The funerals of 90s crime bosses Berezhnykh and Maksimenko were fairly low-key affairs, with virtually no news of the latter’s burial service and a lightly attended one for the former. Igor Kusk’s burial was a notable event – per the Real New Times media outlet, over 700 people attended the funeral service and burial, with about 100 vehicles in the procession.

Screenshot of a photo gallery on Business Online’s website showing the funeral of Igor Kusk in Nizhnekamsk, Tatarstan

According to independent Russian media outlet Holod, Igor Kusk led Tatarstan veteran communities, which not only gave him popular support that was reflected in his funeral but also a reduced prison sentence. Like Maksimenko, Kusk’s sentence was reduced due to what the court’s saw as charity work for children – his “active participation in the military-patriotic education of youth”.

As a Tatarstan judge said in a 2018 interview with Realnoye Vremya, Kusk “combined this social activity [in veterans’ unions] with a criminal one.” The scene around Kusk’s funeral matched that of his sentencing hearing – Afghan and other military veterans, whom he represented in union organisations, attended both events in support of the former gang leader.

Free at Last

The mixed public reception to the deaths of Maksimenko and Berezhnykh may simply be because their heydays are past – a new generation of criminals succeeded them.

Many of the other convicts who joined Wagner are reportedly some of the most violent and undesirable elements of more contemporary society, with convictions far more recent than the three men profiled here. Among them are a man convicted in 2017 of beating his own mother to deatha man convicted in 2017 of murdering two women by stabbing and strangulation, and a man who in 2012 bludgeoned his neighbour to death with a fire iron

It is still an open question as to how many of these inmates will achieve their desired pardons. Two dozen inmates-turned-Wagner-fighters were reportedly pardoned in a public ceremony led by Prigozhin.

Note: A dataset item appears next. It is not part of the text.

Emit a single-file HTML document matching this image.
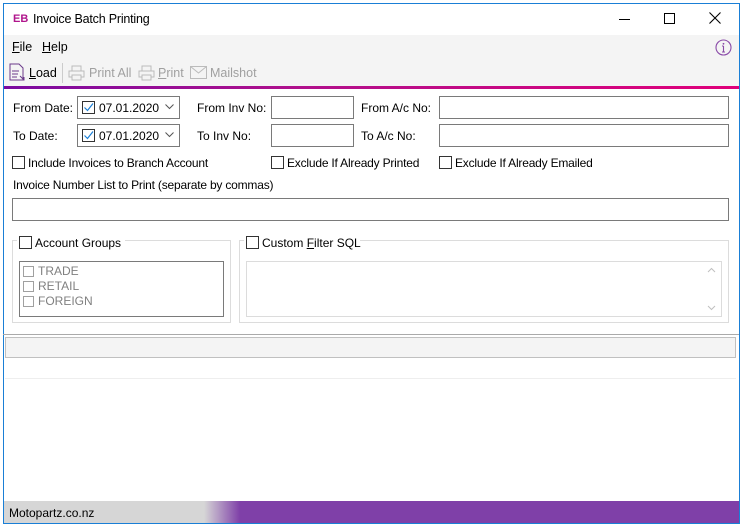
<!DOCTYPE html>
<html><head><meta charset="utf-8"><style>
*{margin:0;padding:0;box-sizing:border-box}
body{width:743px;height:527px;background:#fff;font-family:"Liberation Sans",sans-serif;font-size:12px;color:#000;position:relative;overflow:hidden}
.a{position:absolute}
.win{left:3px;top:3px;width:737px;height:521px;border:1px solid #1a7fd6;background:#fff}
.tb{background:#f4f4f4}
.cb{width:13px;height:13px;border:1px solid #333;background:#fff}
.in{border:1px solid #7a7a7a;background:#fff;height:23px}
.dis{color:#a0a0a0}
.grp{border:1px solid #dcdcdc}
.gc{width:11px;height:11px;border:1px solid #a0a0a0}
</style></head><body>
<div class="a win"></div>
<div class="a" style="left:13px;top:13px;font-weight:bold;font-size:11px;color:#b0158c">EB</div>
<div class="a" style="left:33px;top:12px;font-size:12.5px;letter-spacing:-0.2px">Invoice Batch Printing</div>
<div class="a" style="left:619px;top:19px;width:11px;height:1px;background:#000"></div>
<div class="a" style="left:664px;top:13px;width:11px;height:11px;border:1px solid #000"></div>
<svg class="a" style="left:709px;top:12px" width="12" height="12"><path d="M0.5 0.5L11.5 11.5M11.5 0.5L0.5 11.5" stroke="#000" stroke-width="1.1"/></svg>
<div class="a tb" style="left:4px;top:35px;width:735px;height:52px"></div>
<div class="a" style="left:12px;top:40px;font-size:12.5px"><u>F</u>ile</div>
<div class="a" style="left:42px;top:40px;font-size:12.5px"><u>H</u>elp</div>
<svg class="a" style="left:715px;top:39px" width="17" height="17"><circle cx="8.5" cy="8.5" r="7.5" fill="none" stroke="#8a4aa8" stroke-width="1.1"/><path d="M8.5 7v6M7 13h3M7 7h1.5" stroke="#8a4aa8" stroke-width="1.1" fill="none"/><circle cx="8.5" cy="4.8" r=".9" fill="#8a4aa8"/></svg>
<svg class="a" style="left:9px;top:63px" width="17" height="19"><path d="M1 1h9l4 4v12H1z" fill="none" stroke="#6b3a8a"/><path d="M3 8h7M3 11h6M3 14h5" stroke="#6b3a8a"/><path d="M11 13l4 4M15 14v3h-3" stroke="#6b3a8a" fill="none"/></svg>
<div class="a" style="left:29px;top:66px;font-size:12.5px"><u>L</u>oad</div>
<div class="a" style="left:62px;top:63px;width:1px;height:20px;background:#ccc"></div>
<svg class="a" style="left:68px;top:65px" width="17" height="16"><rect x="4" y="1" width="9" height="5" fill="none" stroke="#bbb"/><rect x="1" y="6" width="15" height="6" fill="none" stroke="#bbb"/><rect x="4" y="10" width="9" height="5" fill="#f4f4f4" stroke="#bbb"/></svg>
<div class="a dis" style="left:89px;top:66px;font-size:12.5px">Print All</div>
<svg class="a" style="left:138px;top:65px" width="17" height="16"><rect x="4" y="1" width="9" height="5" fill="none" stroke="#bbb"/><rect x="1" y="6" width="15" height="6" fill="none" stroke="#bbb"/><rect x="4" y="10" width="9" height="5" fill="#f4f4f4" stroke="#bbb"/></svg>
<div class="a dis" style="left:158px;top:66px;font-size:12.5px"><u>P</u>rint</div>
<svg class="a" style="left:190px;top:66px" width="17" height="13"><rect x=".5" y=".5" width="16" height="12" fill="none" stroke="#bbb"/><path d="M.5 .5L8.5 7L16.5 .5" fill="none" stroke="#bbb"/></svg>
<div class="a dis" style="left:210px;top:66px;font-size:12.5px">Mailshot</div>
<div class="a" style="left:4px;top:86px;width:735px;height:3px;background:linear-gradient(90deg,#7a0aa0,#b0108c 40%,#e0007a)"></div>
<div class="a" style="left:13px;top:101px">From Date:</div>
<div class="a in" style="left:77px;top:96px;width:103px"></div>
<div class="a cb" style="left:82px;top:101px"></div>
<svg class="a" style="left:83px;top:102px" width="11" height="11"><path d="M1.5 5.5l3 3 5.5-7" fill="none" stroke="#1a7fd6" stroke-width="1.2"/></svg>
<div class="a" style="left:99px;top:101px">07.01.2020</div>
<svg class="a" style="left:165px;top:104px" width="9" height="6"><path d="M.5 .5l4 4 4-4" fill="none" stroke="#555"/></svg>
<div class="a" style="left:13px;top:129px">To Date:</div>
<div class="a in" style="left:77px;top:124px;width:103px"></div>
<div class="a cb" style="left:82px;top:129px"></div>
<svg class="a" style="left:83px;top:130px" width="11" height="11"><path d="M1.5 5.5l3 3 5.5-7" fill="none" stroke="#1a7fd6" stroke-width="1.2"/></svg>
<div class="a" style="left:99px;top:129px">07.01.2020</div>
<svg class="a" style="left:165px;top:132px" width="9" height="6"><path d="M.5 .5l4 4 4-4" fill="none" stroke="#555"/></svg>
<div class="a" style="left:197px;top:101px">From Inv No:</div>
<div class="a in" style="left:271px;top:96px;width:83px"></div>
<div class="a" style="left:197px;top:129px">To Inv No:</div>
<div class="a in" style="left:271px;top:124px;width:83px"></div>
<div class="a" style="left:361px;top:101px">From A/c No:</div>
<div class="a in" style="left:439px;top:96px;width:290px"></div>
<div class="a" style="left:361px;top:129px">To A/c No:</div>
<div class="a in" style="left:439px;top:124px;width:290px"></div>
<div class="a cb" style="left:12px;top:156px"></div>
<div class="a" style="left:28px;top:156px;letter-spacing:-0.2px">Include Invoices to Branch Account</div>
<div class="a cb" style="left:271px;top:156px"></div>
<div class="a" style="left:287px;top:156px;letter-spacing:-0.2px">Exclude If Already Printed</div>
<div class="a cb" style="left:439px;top:156px"></div>
<div class="a" style="left:455px;top:156px;letter-spacing:-0.2px">Exclude If Already Emailed</div>
<div class="a" style="left:13px;top:178px;letter-spacing:-0.2px">Invoice Number List to Print (separate by commas)</div>
<div class="a in" style="left:12px;top:198px;width:717px"></div>
<div class="a grp" style="left:12px;top:240px;width:219px;height:83px"></div>
<div class="a" style="left:17px;top:234px;width:108px;height:14px;background:#fff"></div>
<div class="a cb" style="left:19px;top:236px"></div>
<div class="a" style="left:35px;top:236px">Account Groups</div>
<div class="a" style="left:19px;top:261px;width:205px;height:56px;border:1px solid #7a7a7a"></div>
<div class="a gc" style="left:23px;top:266px"></div><div class="a" style="left:38px;top:264px;color:#808080">TRADE</div>
<div class="a gc" style="left:23px;top:281px"></div><div class="a" style="left:38px;top:279px;color:#808080">RETAIL</div>
<div class="a gc" style="left:23px;top:296px"></div><div class="a" style="left:38px;top:294px;color:#808080">FOREIGN</div>
<div class="a grp" style="left:239px;top:240px;width:490px;height:83px"></div>
<div class="a" style="left:244px;top:234px;width:116px;height:14px;background:#fff"></div>
<div class="a cb" style="left:246px;top:236px"></div>
<div class="a" style="left:262px;top:236px">Custom <u>F</u>ilter SQL</div>
<div class="a" style="left:246px;top:261px;width:476px;height:56px;border:1px solid #dcdcdc"></div>
<svg class="a" style="left:707px;top:266px" width="9" height="46"><path d="M1 6l3.5-3.5L8 6M1 40l3.5 3.5L8 40" fill="none" stroke="#c0c0c0"/></svg>
<div class="a" style="left:3px;top:334px;width:736px;height:1px;background:#aaa"></div>
<div class="a" style="left:5px;top:337px;width:731px;height:21px;background:#f4f4f4;border:1px solid #c0c0c0"></div>
<div class="a" style="left:5px;top:378px;width:731px;height:1px;background:#eee"></div>
<div class="a" style="left:4px;top:501px;width:735px;height:22px;background:linear-gradient(90deg,#d6d6d6 0,#d6d6d6 200px,#7f40a8 236px,#7f40a8 100%)"></div>
<div class="a" style="left:9px;top:506px">Motopartz.co.nz</div>
</body></html>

However, there have also been reports of Wagner fighters having their contracts extended without their consent. In the coming months it will become clear how real the fulfillment of the promised pardons will be as the first wave of prisoners who were recruited in the summer of 2022 reach the end of their six-month term.

Prigozhin, who is himself reportedly an ex-convict, has stepped up for former criminals fighting in Ukraine. If they ever got in trouble with law enforcement after their release, he told a group of pardoned veterans, they should give him a call. “They should treat you with respect”, he stressed.

Accordingly, in a letter addressed to the speaker of Russia’s State Duma Vyacheslav Volodin on January 24, Prigozhin called for a ban on ‘discrediting’ former convicts who had fought in Ukraine, defined as “publications of a negative character or any information about their previous convictions”.

Offenders could face up to five years’ imprisonment.